## Stated task:
Set down, word for word, only the lines from the start of the records through the line bearing "const svgUrl = (svg)"; include no pictures.

## Entries shown:
____
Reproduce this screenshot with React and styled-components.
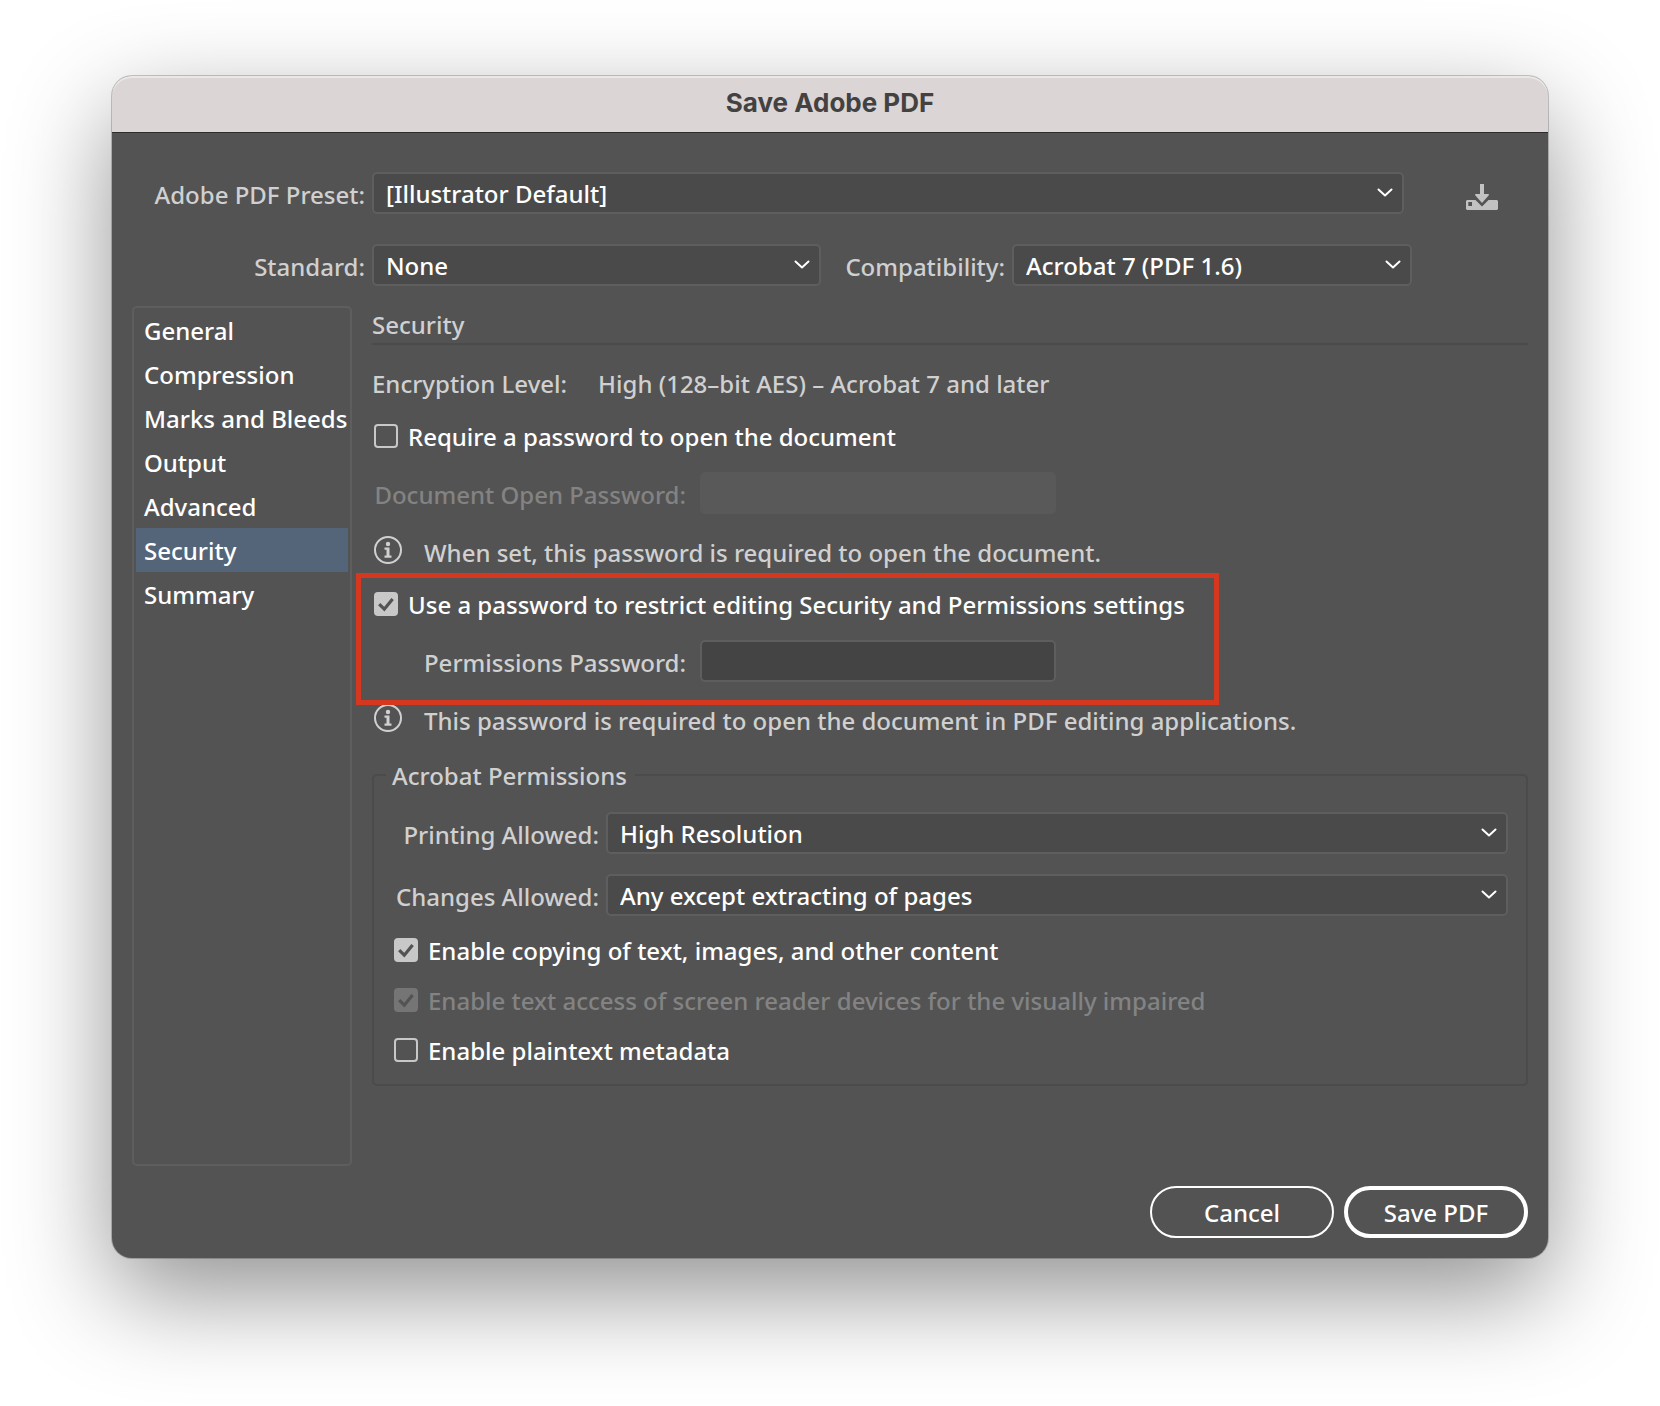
import React, { useState } from 'react';
import styled, { createGlobalStyle, css } from 'styled-components';

const BODY = '#535353';
const FIELD = '#4a4a4a';
const OUTLINE = '#5e5e5e';
const RULE = '#4b4b4b';
const LABEL = '#d0d0d0';
const MUTED = '#838383';
const WHITE = '#ffffff';
const SELECTED = '#54657a';
const RED = '#d6371f';

const svgUrl = (svg) => `url("data:image/svg+xml,${encodeURIComponent(svg)}")`;

const CHEVRON = svgUrl(
  '<svg xmlns="http://www.w3.org/2000/svg" width="16" height="10" viewBox="0 0 16 10"><path d="M1.5 1.5 8 7.5l6.5-6" fill="none" stroke="#fff" stroke-width="2" stroke-linecap="round" stroke-linejoin="round"/></svg>'
);
const CHECK = svgUrl(
  '<svg xmlns="http://www.w3.org/2000/svg" width="24" height="24" viewBox="0 0 24 24"><path d="M5.2 12.2 10.3 17.2 18.6 7" fill="none" stroke="#535353" stroke-width="3.2"/></svg>'
);

const GlobalStyle = createGlobalStyle`
  * {
    box-sizing: border-box;
  }

  body {
    margin: 0;
    background: ${WHITE};
    font-family: 'Noto Sans', 'Open Sans', sans-serif;
    font-weight: 500;
    font-size: 24px;
    line-height: 28px;
    color: ${WHITE};
  }

  input, select, button {
    font: inherit;
    color: inherit;
  }
`;

const Page = styled.div`
  min-height: 100vh;
  padding: 76px 112px 148px;
  display: flex;
`;

const Dialog = styled.section`
  flex: 1;
  display: flex;
  flex-direction: column;
  background: ${BODY};
  border-radius: 20px;
  box-shadow: 0 0 0 1px rgba(0, 0, 0, 0.2), 0 36px 100px rgba(0, 0, 0, 0.43);
`;

const TitleBar = styled.h1`
  height: 57px;
  margin: 0;
  padding-bottom: 2px;
  display: flex;
  align-items: center;
  justify-content: center;
  background: #dbd5d5;
  border-bottom: 1px solid #2b2b2b;
  border-radius: 20px 20px 0 0;
  box-shadow: inset 0 2px 0 #ebe7e7;
  font-family: Inter, sans-serif;
  font-weight: 700;
  font-size: 26px;
  color: #444141;
`;

const Form = styled.form`
  flex: 1;
  padding: 39px 20px 20px;
  display: flex;
  flex-direction: column;
`;

const PresetRow = styled.div`
  display: grid;
  grid-template-columns: 233px 1fr 94px;
  align-items: center;
  padding-right: 30px;
`;

const StandardRow = styled.div`
  display: grid;
  grid-template-columns: 233px 456fr 184px 407fr;
  align-items: center;
  margin: 30px 0 20px;
  padding-right: 116px;
`;

const Label = styled.label`
  padding-top: 3px;
  color: ${({ $muted }) => ($muted ? MUTED : LABEL)};
  text-align: right;
  white-space: nowrap;
`;

const Select = styled.select`
  width: 100%;
  min-width: 0;
  height: 42px;
  padding: 2px 36px 0 12px;
  appearance: none;
  background: ${FIELD} ${CHEVRON} no-repeat right 9px center;
  border: 2px solid ${OUTLINE};
  border-radius: 5px;
  line-height: 36px;
`;

const InlineSelect = styled(Select)`
  margin-left: 7px;
  width: calc(100% - 7px);
`;

const IconButton = styled.button`
  justify-self: end;
  width: 32px;
  height: 26px;
  padding: 0;
  margin-top: 8px;
  border: 0;
  background: none;
  line-height: 0;
`;

const Main = styled.div`
  flex: 1;
  display: flex;
  gap: 20px;
`;

const Sidebar = styled.nav`
  flex: 0 0 220px;
  min-width: 0;
  padding: 0 2px;
  border: 2px solid ${OUTLINE};
  border-radius: 5px;
`;

const Tab = styled.a`
  display: block;
  height: 44px;
  padding-left: 8px;
  line-height: 46px;
  color: ${WHITE};
  text-decoration: none;
  white-space: nowrap;

  ${({ $active }) => $active && css`
    background: ${SELECTED};
  `}
`;

const Panel = styled.div`
  flex: 1;
  min-width: 0;
`;

const Heading = styled.h2`
  margin: 0 0 25px;
  padding: 5px 0 4px;
  border-bottom: 2px solid ${RULE};
  font-size: inherit;
  font-weight: inherit;
  color: ${LABEL};
`;

const Encryption = styled.p`
  margin: 0 0 26px;
  display: flex;
  gap: 31px;
  color: ${LABEL};
`;

const CheckLabel = styled.label`
  display: flex;
  gap: 10px;
  height: 24px;
  padding-left: 2px;
  line-height: 26px;
  color: ${({ $muted }) => ($muted ? MUTED : WHITE)};
  white-space: nowrap;
`;

const CheckBox = styled.input`
  flex: none;
  width: 24px;
  height: 24px;
  margin: 0;
  appearance: none;
  border: 2px solid #c8c8c8;
  border-radius: 4px;

  &:checked {
    border: 0;
    background: #c8c8c8 ${CHECK} no-repeat center;
  }

  &:checked:disabled {
    background-color: #757575;
  }
`;

const PasswordRow = styled.div`
  display: grid;
  grid-template-columns: 314px minmax(0, 356px);
  column-gap: 14px;
  align-items: center;
  margin-top: 24px;
`;

const PasswordInput = styled.input`
  width: 100%;
  height: 42px;
  padding: 0 12px;
  background: #444444;
  border: 2px solid ${OUTLINE};
  border-radius: 5px;

  &:disabled {
    background: #595959;
    border-color: #595959;
  }
`;

const Note = styled.p`
  margin: ${({ $top }) => $top}px 0 0;
  padding-left: 2px;
  height: 28px;
  display: flex;
  gap: 22px;
  color: ${LABEL};
`;

const NoteText = styled.span`
  padding-top: 3px;
`;

/* red frame drawn over the rows it points out */
const Highlight = styled.div`
  position: relative;
  width: 863px;
  max-width: calc(100% + 16px);
  margin: 9px 0 0 -16px;
  padding: 14px 18px 18px 11px;
  border: 5px solid ${RED};
`;

const Group = styled.fieldset`
  margin: 28px 0 0;
  padding: 22px 18px;
  border: 2px solid ${RULE};
  border-radius: 5px;
  min-width: 0;
`;

const Legend = styled.legend`
  margin-left: -6px;
  padding: 2px 8px 0 6px;
  color: ${LABEL};
`;

const GroupRow = styled.div`
  display: grid;
  grid-template-columns: 207px 1fr;
  column-gap: 7px;
  align-items: center;
  margin-bottom: 20px;
`;

const CheckList = styled.div`
  display: flex;
  flex-direction: column;
  gap: 26px;
  padding-top: 2px;
`;

const Footer = styled.footer`
  display: flex;
  justify-content: flex-end;
  gap: 10px;
  margin-top: 20px;
`;

const PillButton = styled.button`
  width: 184px;
  height: 52px;
  padding: 2px 0 0;
  background: none;
  border: ${({ $primary }) => ($primary ? 4 : 2)}px solid ${WHITE};
  border-radius: 26px;
`;

const InfoIcon = () => (
  <svg width="28" height="28" viewBox="0 0 28 28" fill="none" aria-hidden="true">
    <circle cx="14" cy="14" r="13" stroke={LABEL} strokeWidth="2" />
    <circle cx="14" cy="8" r="2.2" fill={LABEL} />
    <path d="M10.5 11.5h5v8h2v2.2h-7v-2.2h2v-5.8h-2z" fill={LABEL} />
  </svg>
);

const SaveIcon = () => (
  <svg width="32" height="26" viewBox="0 0 32 26" fill="#c2c2c2" aria-hidden="true">
    <path d="M1 16h8.5l6.5 6.5 6.5-6.5H31l1 1v8l-1 1H1l-1-1v-8z" />
    <path d="M2.3 18h3.7v4H2.3z" fill={BODY} />
    <path d="M14 0h4v10h4.8v1.2L16 19l-6.8-7.8V10H14z" />
  </svg>
);

const TABS = ['General', 'Compression', 'Marks and Bleeds', 'Output', 'Advanced', 'Security', 'Summary'];

const Check = ({ children, disabled, ...rest }) => (
  <CheckLabel $muted={disabled}>
    <CheckBox type="checkbox" disabled={disabled} {...rest} />
    {children}
  </CheckLabel>
);

const App = () => {
  const [tab, setTab] = useState('Security');

  return (
    <>
      <GlobalStyle />
      <Page>
        <Dialog>
          <TitleBar>Save Adobe PDF</TitleBar>
          <Form onSubmit={(e) => e.preventDefault()}>
            <PresetRow>
              <Label htmlFor="preset">Adobe PDF Preset:</Label>
              <InlineSelect id="preset">
                <option>[Illustrator Default]</option>
              </InlineSelect>
              <IconButton type="button" aria-label="Save preset">
                <SaveIcon />
              </IconButton>
            </PresetRow>
            <StandardRow>
              <Label htmlFor="standard">Standard:</Label>
              <InlineSelect id="standard">
                <option>None</option>
              </InlineSelect>
              <Label htmlFor="compatibility">Compatibility:</Label>
              <InlineSelect id="compatibility">
                <option>Acrobat 7 (PDF 1.6)</option>
              </InlineSelect>
            </StandardRow>

            <Main>
              <Sidebar>
                {TABS.map((name) => (
                  <Tab key={name} href={`#${name}`} $active={name === tab} onClick={() => setTab(name)}>
                    {name}
                  </Tab>
                ))}
              </Sidebar>

              <Panel>
                <Heading>Security</Heading>
                <Encryption>
                  <span>Encryption Level:</span>
                  <span>High (128–bit AES) – Acrobat 7 and later</span>
                </Encryption>

                <Check>Require a password to open the document</Check>
                <PasswordRow>
                  <Label htmlFor="open-password" $muted>Document Open Password:</Label>
                  <PasswordInput id="open-password" type="password" disabled />
                </PasswordRow>
                <Note $top={22}>
                  <InfoIcon />
                  <NoteText>When set, this password is required to open the document.</NoteText>
                </Note>

                <Highlight>
                  <Check defaultChecked>Use a password to restrict editing Security and Permissions settings</Check>
                  <PasswordRow>
                    <Label htmlFor="permissions-password">Permissions Password:</Label>
                    <PasswordInput id="permissions-password" type="password" />
                  </PasswordRow>
                </Highlight>
                <Note $top={-1}>
                  <InfoIcon />
                  <NoteText>This password is required to open the document in PDF editing applications.</NoteText>
                </Note>

                <Group>
                  <Legend>Acrobat Permissions</Legend>
                  <GroupRow>
                    <Label htmlFor="printing">Printing Allowed:</Label>
                    <Select id="printing">
                      <option>High Resolution</option>
                    </Select>
                  </GroupRow>
                  <GroupRow>
                    <Label htmlFor="changes">Changes Allowed:</Label>
                    <Select id="changes">
                      <option>Any except extracting of pages</option>
                    </Select>
                  </GroupRow>
                  <CheckList>
                    <Check defaultChecked>Enable copying of text, images, and other content</Check>
                    <Check defaultChecked disabled>
                      Enable text access of screen reader devices for the visually impaired
                    </Check>
                    <Check>Enable plaintext metadata</Check>
                  </CheckList>
                </Group>
              </Panel>
            </Main>

            <Footer>
              <PillButton type="button">Cancel</PillButton>
              <PillButton type="submit" $primary>Save PDF</PillButton>
            </Footer>
          </Form>
        </Dialog>
      </Page>
    </>
  );
};

export default App;
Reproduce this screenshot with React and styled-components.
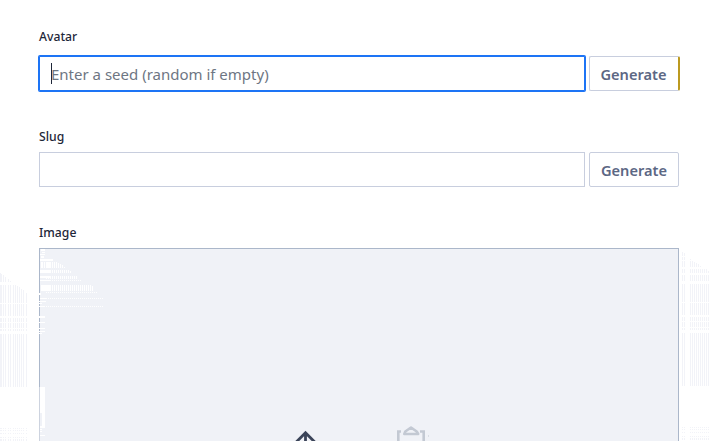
____
## Exercise response:
Reproduce this screenshot with React and styled-components.
import React, { useState } from 'react';
import styled, { createGlobalStyle, css } from 'styled-components';

const BODY = '#535353';
const FIELD = '#4a4a4a';
const OUTLINE = '#5e5e5e';
const RULE = '#4b4b4b';
const LABEL = '#d0d0d0';
const MUTED = '#838383';
const WHITE = '#ffffff';
const SELECTED = '#54657a';
const RED = '#d6371f';

const svgUrl = (svg) => `url("data:image/svg+xml,${encodeURIComponent(svg)}")`;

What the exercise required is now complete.